Candidate: Concatenate a mask channel (and masked image) to the latent input; noise only unmasked regions or blend per recipe. Outpainting extends the canvas — watch seam artifacts and policy on inpainted faces.

Interviewer: Regional policy — one model worldwide?

Candidate: Often shared weights with different thresholds and allowlists per jurisdiction. Hard blocks may differ for political symbols, minors, or local law. Telemetry by region so you can see drift without blending unrelated populations.

Interviewer: Carbon / energy — do you mention it?

Candidate: Report GPU-hours per image internally; optimize steps and utilization — idle GPUs still draw power. Not a replacement for safety SLOs, but credible operators track it.

Interviewer: Failure mid-sampling?

Candidate: Persist job id, seed, model version, prompt hash. Most systems restart the whole chain for simplicity; checkpoint latents only if jobs are very long or expensive. Writes to object storage stay content-addressed with atomic publish.

Interviewer: QPS doubles overnight — what breaks?

Candidate: Queue depth and p99 latency before error rate. Admission control, ETA, graceful degradation (steps or resolution) for free tier; protect paid SLAs.

Interviewer: Model versioning?

Candidate: API version plus explicit model id. Canary plus shadow metrics — FID, CLIP, safety rates, golden-set generations. Rollback is one flag.

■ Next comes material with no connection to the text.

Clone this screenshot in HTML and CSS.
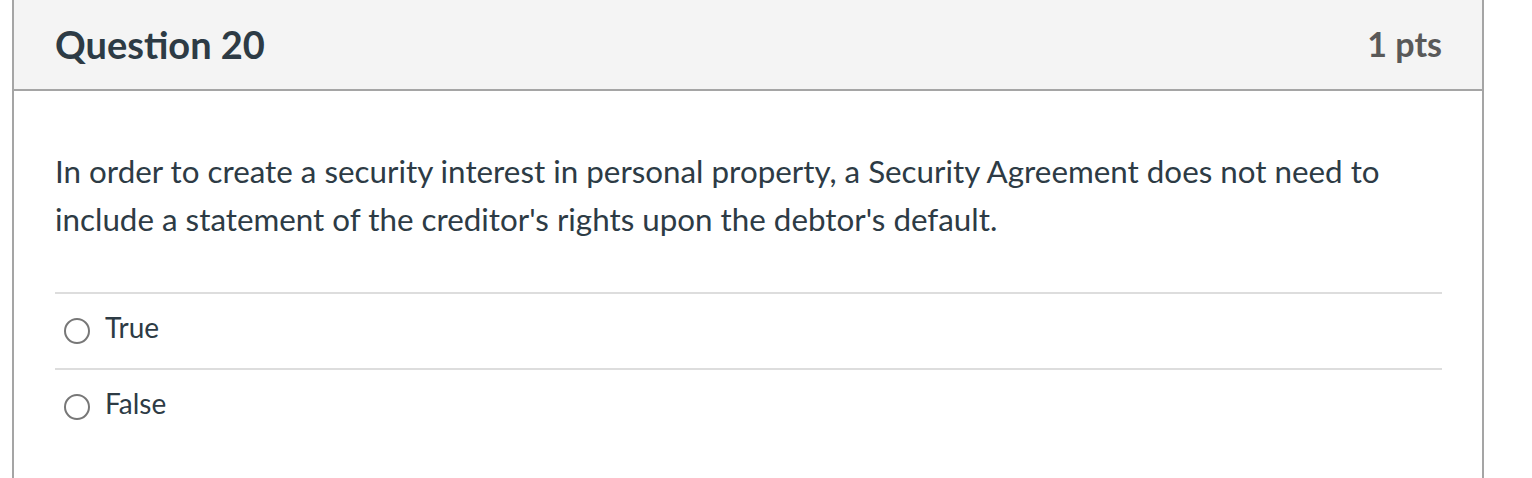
FILE: index.html
```html
<!DOCTYPE html>
<html>
<head>
<meta charset="utf-8">
<link rel="stylesheet" href="styles.css">
</head>
<body>
<div class="question">
  <div class="header">
    <h2 class="title">Question 20</h2>
    <div class="points">1 pts</div>
  </div>
  <div class="content">
    <p class="text">In order to create a security interest in personal property, a Security Agreement does not need to include a statement of the creditor's rights upon the debtor's default.</p>
    <div class="answers">
      <label class="answer"><span class="radio"></span><span class="label">True</span></label>
      <label class="answer"><span class="radio"></span><span class="label">False</span></label>
    </div>
  </div>
</div>
</body>
</html>
```
FILE: styles.css
```css
html, body {
  margin: 0;
  padding: 0;
  background: #ffffff;
}
body {
  font-family: Lato, "Noto Sans", sans-serif;
  color: #2d3b45;
  overflow: hidden;
}
.question {
  margin-left: 12px;
  width: 1468px;
  border-left: 2px solid #a5a5a5;
  border-right: 2px solid #a5a5a5;
  height: 478px;
}
.header {
  display: flex;
  justify-content: space-between;
  align-items: center;
  background: #f4f4f4;
  border-bottom: 2px solid #a5a5a5;
  padding: 0 40px 2px 41px;
  box-sizing: border-box;
  height: 91px;
}
.title {
  margin: 0;
  font-size: 38px;
  font-weight: 700;
  color: #2d3b45;
}
.points {
  font-size: 34px;
  font-weight: 700;
  color: #595959;
}
.content {
  padding: 56px 40px 0 41px;
}
.text {
  margin: 0 0 49px 0;
  font-size: 31.35px;
  line-height: 48px;
}
.answer {
  display: flex;
  align-items: center;
  gap: 15px;
  height: 76px;
  box-sizing: border-box;
  border-top: 2px solid #dddddd;
  padding-left: 9px;
  font-size: 28px;
}
.radio {
  flex-shrink: 0;
  width: 22px;
  height: 22px;
  border: 2px solid #777777;
  border-radius: 50%;
}
.label {
  margin-bottom: 8px;
}
```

Interviewer: Personalization — brand palette every time.

Candidate: LoRA per tenant, IP-Adapter on reference images, or palette tokens in prompt templating. Serving: adapter memory budget per batch — hot-swap without invalidating base weights.

Interviewer: Edge vs cloud for the U-Net?

Candidate: Phones get tiny models or a first pass only; full quality stays on server GPU. Edge can run classifiers and client-side UX preflight.

Interviewer: Data retention?

Candidate: Minimal prompt retention — hashes for abuse; TTL unless the user opts in. Deletes propagate to CDN invalidation eventually — document that.

Interviewer: CFG doubles compute — recap mitigations.

Candidate: Fewer steps, smaller nets, distillation, alignment training to reduce extreme guidance. Micro-batch to amortize fixed overhead — CFG is still two forwards per step in the naive form.

Interviewer: Any closing risks you'd call out?

Candidate: Evaluator overfitting — reward models gaming metrics. Safety drift on new attack patterns — continuous calibration. Copyright claims rising with quality — policy and product transparency matter as much as FID.

Interviewer: Solid. We'll move to your questions.


Summary

Pillar Takeaway
Architecture Latent diffusion + text cross-attention + optional cascade SR
Serving Step/solver optimization, micro-batching, GPU pools, progressive previews
Safety Input + output classifiers, face/deepfake mitigations, provenance metadata
Evaluation FID/PR, CLIPScore, human preference, online A/B
Training Data filtering, noise/v-pred objectives, LoRA/DreamBooth, preference alignment, distributed + EMA checkpoints
Economics GPU-sec/image is the unit — design the system to shrink it without breaking safety

Note

Practice explaining one sampler intuition, one safety story, and one cost lever — interviewers often probe depth on any of the three.